REQUIREMENT:
Each line containing the word "this" must be collected.

_____

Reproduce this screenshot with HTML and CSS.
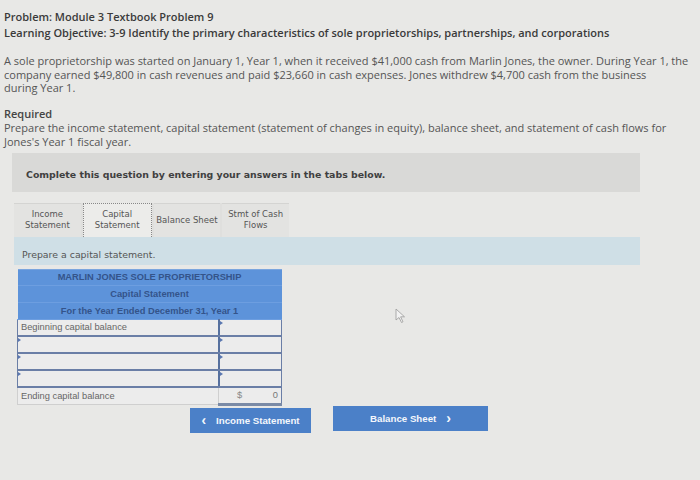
FILE: index.html
```html
<!DOCTYPE html>
<html>
<head>
<meta charset="utf-8">
<link rel="stylesheet" href="styles.css">
</head>
<body>
<div class="page">
  <div class="head">
    <p class="title">Problem: Module 3 Textbook Problem 9</p>
    <p class="title">Learning Objective: 3-9 Identify the primary characteristics of sole proprietorships, partnerships, and corporations</p>
  </div>
  <p class="para">A sole proprietorship was started on January 1, Year 1, when it received $41,000 cash from Marlin Jones, the owner. During Year 1, the<br>company earned $49,800 in cash revenues and paid $23,660 in cash expenses. Jones withdrew $4,700 cash from the business<br>during Year 1.</p>
  <div class="req">
    <p class="req-h">Required</p>
    <p class="req-t">Prepare the income statement, capital statement (statement of changes in equity), balance sheet, and statement of cash flows for<br>Jones's Year 1 fiscal year.</p>
  </div>
  <div class="instr">Complete this question by entering your answers in the tabs below.</div>
  <div class="work">
    <div class="tabs">
      <div class="tab">Income<br>Statement</div>
      <div class="tab active">Capital<br>Statement</div>
      <div class="tab">Balance Sheet</div>
      <div class="tab">Stmt of Cash<br>Flows</div>
    </div>
    <div class="bar">Prepare a capital statement.</div>
    <table class="stmt">
      <tr class="hd"><td colspan="2">MARLIN JONES SOLE PROPRIETORSHIP</td></tr>
      <tr class="hd"><td colspan="2">Capital Statement</td></tr>
      <tr class="hd"><td colspan="2">For the Year Ended December 31, Year 1</td></tr>
      <tr class="row"><td class="lbl">Beginning capital balance</td><td class="val in"></td></tr>
      <tr class="row"><td class="lbl in"></td><td class="val in"></td></tr>
      <tr class="row"><td class="lbl in"></td><td class="val in"></td></tr>
      <tr class="row"><td class="lbl in"></td><td class="val in"></td></tr>
      <tr class="row end"><td class="lbl">Ending capital balance</td><td class="val tot"><span>$</span><span>0</span></td></tr>
    </table>
    <div class="nav">
      <div class="btn prev"><span class="chev">&lsaquo;</span>Income Statement</div>
      <div class="btn next">Balance Sheet<span class="chev">&rsaquo;</span></div>
    </div>
  </div>
  <svg class="cursor" width="12" height="16" viewBox="0 0 12 16"><path d="M1 1 L1 12 L4 9.5 L6.5 14.5 L8 13.8 L5.6 8.8 L9.5 8.8 Z" fill="#f2f2f2" stroke="#9a9a9a" stroke-width="0.8"/></svg>
</div>
</body>
</html>
```
FILE: styles.css
```css
* { box-sizing: border-box; }
html, body { margin: 0; padding: 0; }
body {
  background: #e8e8e6;
  width: 700px;
  height: 480px;
  overflow: hidden;
  font-family: "Open Sans", Lato, sans-serif;
  color: #4a4a4a;
}
.page {
  position: relative;
  padding: 9px 0 0 4px;
}
p { margin: 0; white-space: nowrap; }
.head .title {
  font-weight: 600;
  font-size: 11px;
  line-height: 16px;
  color: #3a3a3a;
}
.para {
  margin-top: 13px;
  font-size: 11px;
  line-height: 13.5px;
  color: #555;
}
.req { margin-top: 12px; }
.req-h {
  font-weight: 600;
  font-size: 11px;
  line-height: 14px;
  color: #444;
}
.req-t {
  font-size: 11px;
  line-height: 14px;
  color: #555;
}
.instr {
  margin: 4px 0 0 8px;
  width: 628px;
  height: 39px;
  background: #d9d9d7;
  padding: 16px 0 0 14px;
  font-family: "DejaVu Sans", Verdana, sans-serif;
  font-weight: bold;
  font-size: 9.4px;
  color: #404040;
}
.work {
  margin: 11px 0 0 10px;
  font-family: "DejaVu Sans", Verdana, sans-serif;
}
.tabs {
  display: flex;
  width: 275px;
  height: 34px;
  background: #dfdfdd;
  gap: 2px;
}
.tab {
  flex: 1;
  display: flex;
  align-items: center;
  justify-content: center;
  text-align: center;
  font-size: 8.5px;
  line-height: 11px;
  color: #555;
  background: #e3e3e1;
  border-top: 1px solid #d4d4d2;
}
.tab.active {
  background: #ececea;
  border: 1px dotted #888;
  border-bottom: none;
}
.bar {
  width: 626px;
  height: 28px;
  background: #cfdfe6;
  padding: 12px 0 0 8px;
  font-size: 9.4px;
  color: #555;
}
.stmt {
  margin: 4px 0 0 3px;
  width: 265px;
  border-collapse: collapse;
  font-family: "Liberation Sans", Arial, sans-serif;
  font-size: 9.3px;
}
.stmt td { padding: 0; }
.hd td {
  background: #5d93da;
  color: #34548a;
  font-weight: bold;
  text-align: center;
  height: 17px;
  border-bottom: 1px solid #6d9ee0;
}
.hd:first-child td { height: 16px; border-top: 1px solid #7aa5de; }
.row td {
  height: 17px;
  border: 1px solid #6a7ea6;
  border-width: 0 0 2px 0;
  background: #ececec;
  color: #666;
}
.row .lbl { width: 201px; padding-left: 3px; border-left: 1px solid #6a7ea6; }
.row .val { border-left: 2px solid #56709e; border-right: 1px solid #6a7ea6; }
.row td.in { position: relative; }
.row td.in::before {
  content: "";
  position: absolute;
  left: 0;
  top: 1px;
  border-left: 3px solid #5a77b0;
  border-top: 2px solid transparent;
  border-bottom: 2px solid transparent;
}
.row.end td { border-bottom: 1px solid #cfcfcf; height: 17px; }
.row.end .lbl { border-left: 1px solid #cfcfcf; }
.row.end .val { border-left: 1px solid #cfcfcf; border-bottom: 3px solid #7a8aa6; }
.tot { padding: 0 3px 0 18px !important; }
.tot span:first-child { float: left; color: #888; }
.tot span:last-child { float: right; color: #777; }
.nav {
  display: flex;
  gap: 22px;
  margin: 0 0 0 176px;
}
.btn {
  height: 25px;
  background: #4b80c8;
  color: #f4f7fc;
  font-family: "Liberation Sans", Arial, sans-serif;
  font-weight: bold;
  font-size: 9.7px;
  display: flex;
  align-items: center;
  justify-content: center;
}
.btn.prev { width: 121px; margin-top: 2px; }
.btn.next { width: 155px; }
.chev { font-size: 14px; font-weight: bold; line-height: 10px; }
.prev .chev { margin-right: 10px; }
.next .chev { margin-left: 10px; }
.cursor {
  position: absolute;
  left: 395px;
  top: 308px;
}
```
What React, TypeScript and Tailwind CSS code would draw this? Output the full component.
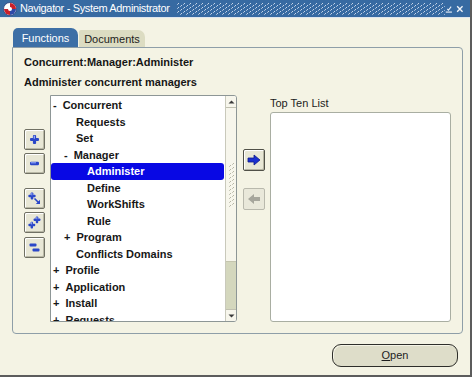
import React from "react";

type Row = { text: string; lvl: number; sign?: "-" | "+"; selected?: boolean };

const rows: Row[] = [
  { text: "Concurrent", lvl: 0, sign: "-" },
  { text: "Requests", lvl: 1 },
  { text: "Set", lvl: 1 },
  { text: "Manager", lvl: 1, sign: "-" },
  { text: "Administer", lvl: 2, selected: true },
  { text: "Define", lvl: 2 },
  { text: "WorkShifts", lvl: 2 },
  { text: "Rule", lvl: 2 },
  { text: "Program", lvl: 1, sign: "+" },
  { text: "Conflicts Domains", lvl: 1 },
  { text: "Profile", lvl: 0, sign: "+" },
  { text: "Application", lvl: 0, sign: "+" },
  { text: "Install", lvl: 0, sign: "+" },
  { text: "Requests", lvl: 0, sign: "+" },
];

const BLUE = "#2b47c8";

function PlusShape({ x, y, s = 1 }: { x: number; y: number; s?: number }) {
  return (
    <g transform={`translate(${x} ${y}) scale(${s})`}>
      <rect x={-1.6} y={-4.5} width={3.2} height={9} rx={1} fill={BLUE} />
      <rect x={-4.5} y={-1.6} width={9} height={3.2} rx={1} fill={BLUE} />
      <rect x={-0.8} y={-3.8} width={1.2} height={3} fill="#9fb4ff" />
    </g>
  );
}
function MinusShape({ x, y }: { x: number; y: number }) {
  return (
    <g transform={`translate(${x} ${y})`}>
      <rect x={-4.5} y={-1.7} width={9} height={3.4} rx={1.2} fill={BLUE} />
      <rect x={-3.5} y={-1.2} width={5} height={1} fill="#9fb4ff" />
    </g>
  );
}

function ToolBtn({ children, className = "" }: { children: React.ReactNode; className?: string }) {
  return (
    <div
      className={`w-[21px] h-[21px] rounded-[2px] border border-[#707064] bg-[#e8e7d6] shadow-[inset_1px_1px_0_#ffffff,inset_-1px_-1px_0_#b9b8a6] flex items-center justify-center ${className}`}
    >
      <svg width="15" height="15" viewBox="0 0 15 15">
        {children}
      </svg>
    </div>
  );
}

function TitlePattern() {
  return (
    <svg width="268" height="12" className="block">
      <defs>
        <pattern id="dots" x="0" y="0" width="6" height="4" patternUnits="userSpaceOnUse">
          <rect x="1" y="0" width="1" height="1" fill="#c9d7ea" />
          <rect x="0" y="1" width="1" height="1" fill="#9db4d3" />
          <rect x="4" y="2" width="1" height="1" fill="#c9d7ea" />
          <rect x="3" y="3" width="1" height="1" fill="#9db4d3" />
        </pattern>
      </defs>
      <rect width="268" height="12" fill="url(#dots)" />
    </svg>
  );
}

export default function App() {
  return (
    <div className="w-[474px] h-[380px] bg-white font-['Liberation_Sans',Arial,sans-serif] overflow-hidden">
      <div className="w-[472px] h-[377px] bg-[#f4f3e4] border-r-2 border-b-2 border-[#5c5c5c] flex flex-col">
        {/* Title bar */}
        <div className="h-[18px] bg-[#376aa2] flex items-center pl-[3px] pr-[6px] border-b border-[#dfe6ee]">
          <svg width="14" height="14" viewBox="0 0 14 14" className="shrink-0">
            <circle cx="7" cy="7" r="6.5" fill="#ffffff" stroke="#2a3f7a" strokeWidth="0.8" />
            <path d="M7 1 A6 6 0 0 1 13 7 L7 7 Z" fill="#c8202a" />
            <path d="M1 7 A6 6 0 0 0 7 13 L7 7 Z" fill="#c8202a" />
            <path d="M7 7 L13 7 A6 6 0 0 1 7 13 Z" fill="#2d49a8" />
            <circle cx="7" cy="7" r="2" fill="#fff" />
          </svg>
          <span className="ml-[3px] text-white text-[11px] tracking-[-0.35px] leading-none whitespace-nowrap">
            Navigator - System Administrator
          </span>
          <div className="ml-[7px]">
            <TitlePattern />
          </div>
          <div className="flex-1" />
          <svg width="10" height="10" viewBox="0 0 10 10" className="mr-[4px]">
            <path d="M1 9 H9" stroke="#e8eef7" strokeWidth="1.5" />
            <path d="M3 5 L4.5 6.5 L8 2" stroke="#e8eef7" strokeWidth="1.4" fill="none" />
          </svg>
          <svg width="10" height="10" viewBox="0 0 10 10">
            <path d="M1.5 1.5 L8.5 8.5 M8.5 1.5 L1.5 8.5" stroke="#f1f4f9" strokeWidth="1.8" />
          </svg>
        </div>

        {/* Body */}
        <div className="flex-1 flex flex-col pl-[12px] pr-[7px] pt-[10px]">
          {/* Tabs */}
          <div className="flex items-end h-[19px] pl-[1px]">
            <div className="h-[19px] w-[65px] bg-[#3d6fa6] rounded-tl-[5px] rounded-tr-[7px] flex items-center justify-center text-white text-[11px] leading-none pt-[1px]">
              Functions
            </div>
            <div className="h-[17px] w-[66px] ml-[1px] bg-[#dcdcc2] rounded-tr-[7px] rounded-tl-[2px] flex items-center justify-center text-[#1c1c1c] text-[11px] leading-none pt-[1px]">
              Documents
            </div>
          </div>

          {/* Panel */}
          <div className="w-[451px] h-[287px] border border-[#8e9ea8] rounded-[4px] rounded-tl-none pl-[11px] pr-[11px] pt-[4px] pb-[11px] flex flex-col">
            <div className="h-[20px] leading-[20px] text-[11px] font-bold text-[#161616]">
              Concurrent:Manager:Administer
            </div>
            <div className="h-[20px] leading-[20px] text-[11px] font-bold text-[#161616]">
              Administer concurrent managers
            </div>

            <div className="mt-[3px] flex h-[227px]">
              {/* Left tool buttons */}
              <div className="w-[21px] flex flex-col pt-[34px]">
                <ToolBtn>
                  <PlusShape x={7.5} y={7.5} />
                </ToolBtn>
                <ToolBtn className="mt-[3px]">
                  <MinusShape x={7.5} y={7.5} />
                </ToolBtn>
                <ToolBtn className="mt-[14px]">
                  <PlusShape x={5} y={5} s={0.8} />
                  <path d="M7.5 7.5 L12 12" stroke={BLUE} strokeWidth="1.6" />
                  <path d="M13 13 L13 8.8 L8.8 13 Z" fill={BLUE} />
                </ToolBtn>
                <ToolBtn className="mt-[3px]">
                  <PlusShape x={4.8} y={10} s={0.75} />
                  <PlusShape x={10} y={4.8} s={0.75} />
                </ToolBtn>
                <ToolBtn className="mt-[4px]">
                  <g transform="translate(6 5)">
                    <rect x={-3.5} y={-1.5} width={7} height={3} rx={1} fill={BLUE} />
                  </g>
                  <g transform="translate(9 10)">
                    <rect x={-3.5} y={-1.5} width={7} height={3} rx={1} fill={BLUE} />
                  </g>
                </ToolBtn>
              </div>

              {/* Tree */}
              <div className="ml-[5px] w-[187px] h-[227px] border border-[#8d9696] rounded-tr-[3px] rounded-br-[3px] bg-white flex overflow-hidden">
                <div className="flex-1 pt-[1px] overflow-hidden">
                  {rows.map((r, i) => (
                    <div
                      key={i}
                      className={`h-[16.5px] flex items-center text-[11px] font-bold whitespace-nowrap mr-[1px] ${
                        r.selected ? "bg-[#0808e4] text-white rounded-[3px]" : "text-[#171717]"
                      }`}
                      style={{ paddingLeft: r.sign ? 2 + 11 * r.lvl : 14 + 11 * r.lvl }}
                    >
                      {r.sign && <span className="mr-[6px]">{r.sign}</span>}
                      <span>{r.text}</span>
                    </div>
                  ))}
                </div>
                {/* Scrollbar */}
                <div className="w-[11px] border-l border-[#c9c9bb] flex flex-col bg-[#f7f6ec]">
                  <div className="h-[12px] flex items-center justify-center border-b border-[#c0c0b0]">
                    <svg width="7" height="4" viewBox="0 0 7 4">
                      <path d="M0.5 3.5 L3.5 0.5 L6.5 3.5 Z" fill="#3b3b3b" />
                    </svg>
                  </div>
                  <div className="h-[154px] flex items-center justify-center border-b border-[#c4c5ae]">
                    <svg width="9" height="44" viewBox="0 0 9 44">
                      {Array.from({ length: 11 }).map((_, k) => (
                        <g key={k}>
                          <rect x="6" y={k * 4} width="1" height="1" fill="#b5b5a4" />
                          <rect x="5" y={k * 4 + 1} width="1" height="1" fill="#c7c7b8" />
                          <rect x="3" y={k * 4 + 2} width="1" height="1" fill="#b5b5a4" />
                          <rect x="2" y={k * 4 + 3} width="1" height="1" fill="#c7c7b8" />
                        </g>
                      ))}
                    </svg>
                  </div>
                  <div className="flex-1 bg-[#d4d7bd]" />
                  <div className="h-[12px] flex items-center justify-center border-t border-[#c0c0b0] bg-[#f7f6ec]">
                    <svg width="7" height="4" viewBox="0 0 7 4">
                      <path d="M0.5 0.5 L3.5 3.5 L6.5 0.5 Z" fill="#3b3b3b" />
                    </svg>
                  </div>
                </div>
              </div>

              {/* Arrow buttons */}
              <div className="ml-[6px] w-[22px] flex flex-col pt-[54px]">
                <div className="w-[22px] h-[22px] rounded-[2px] border border-[#505048] bg-[#e8e7d6] shadow-[inset_1px_1px_0_#ffffff,inset_-1px_-1px_0_#b5b4a2] flex items-center justify-center">
                  <svg width="14" height="12" viewBox="0 0 14 12">
                    <path d="M1 4 H7 V1 L13 6 L7 11 V8 H1 Z" fill="#1a2fd0" stroke="#0c1a8a" strokeWidth="0.8" />
                  </svg>
                </div>
                <div className="mt-[17px] w-[22px] h-[22px] rounded-[2px] border border-[#b9b9ad] bg-[#e9e8da] flex items-center justify-center">
                  <svg width="14" height="12" viewBox="0 0 14 12">
                    <path d="M13 4 H7 V1 L1 6 L7 11 V8 H13 Z" fill="#a6a69c" />
                  </svg>
                </div>
              </div>

              {/* Top ten list */}
              <div className="ml-[5px] w-[181px] flex flex-col">
                <div className="h-[17px] leading-[17px] text-[11px] text-[#1c1c1c]">Top Ten List</div>
                <div className="flex-1 bg-white border border-[#a9aea2] rounded-[3px]" />
              </div>
            </div>
          </div>

          {/* Open button */}
          <div className="flex justify-end mt-[10px] pr-[5px]">
            <div className="w-[126px] h-[23px] rounded-[9px] border-[1.5px] border-[#2e2e2a] bg-[#deddc9] shadow-[inset_1px_1px_0_#f4f3e6] flex items-center justify-center text-[11px] text-[#1e1e1e]">
              <span>
                <span className="underline">O</span>pen
              </span>
            </div>
          </div>
        </div>
      </div>
    </div>
  );
}
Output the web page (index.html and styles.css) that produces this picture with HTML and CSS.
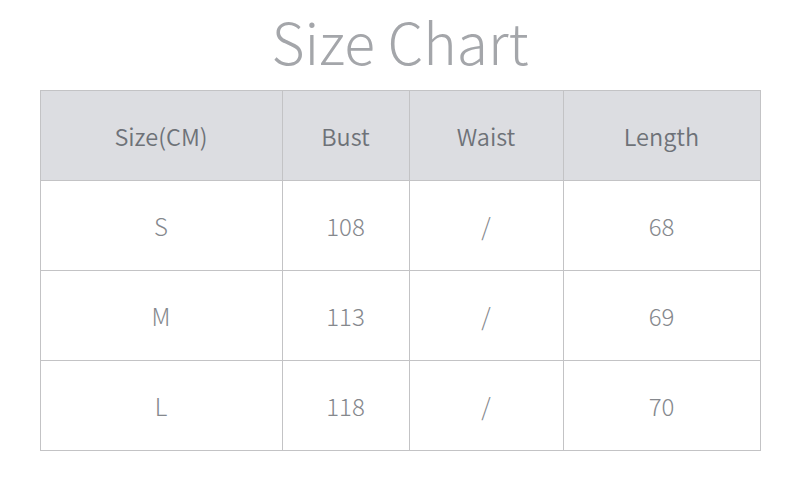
FILE: index.html
```html
<!DOCTYPE html>
<html>
<head>
<meta charset="utf-8">
<link rel="stylesheet" href="styles.css">
</head>
<body>
<div class="page">
  <h1 class="title">Size Chart</h1>
  <table class="chart">
    <colgroup>
      <col class="c1"><col class="c2"><col class="c3"><col class="c4">
    </colgroup>
    <thead>
      <tr><th>Size(CM)</th><th>Bust</th><th>Waist</th><th>Length</th></tr>
    </thead>
    <tbody>
      <tr><td>S</td><td>108</td><td>/</td><td>68</td></tr>
      <tr><td>M</td><td>113</td><td>/</td><td>69</td></tr>
      <tr><td>L</td><td>118</td><td>/</td><td>70</td></tr>
    </tbody>
  </table>
</div>
</body>
</html>
```

FILE: styles.css
```css
html, body {
  margin: 0;
  padding: 0;
  background: #ffffff;
}
.page {
  width: 800px;
  height: 500px;
  display: flex;
  flex-direction: column;
  align-items: center;
  font-family: "Noto Sans CJK SC", "Source Sans Pro", "Noto Sans", sans-serif;
}
.title {
  margin: 0;
  height: 90px;
  line-height: 80px;
  font-size: 57px;
  font-weight: 300;
  color: #a4a6aa;
}
.chart {
  width: 720px;
  border-collapse: collapse;
  table-layout: fixed;
}
.c1 { width: 242px; }
.c2 { width: 127px; }
.c3 { width: 154px; }
.c4 { width: 197px; }
.chart th, .chart td {
  border: 1px solid #c3c3c5;
  text-align: center;
  height: 89px;
  padding: 0;
  font-size: 24px;
}
.chart th {
  background: #dcdde1;
  font-weight: 350;
  font-size: 23.5px;
  color: #6e7278;
}
.chart td {
  font-weight: 300;
  color: #85888d;
}
```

_____

EXERCISE RESULT:
Reproduce this screenshot with HTML and CSS.
  <div class="instr">Complete this question by entering your answers in the tabs below.</div>
What React, TypeScript and Tailwind CSS code would draw this? Output the full component.
Output the web page (index.html and styles.css) that produces this picture with HTML and CSS.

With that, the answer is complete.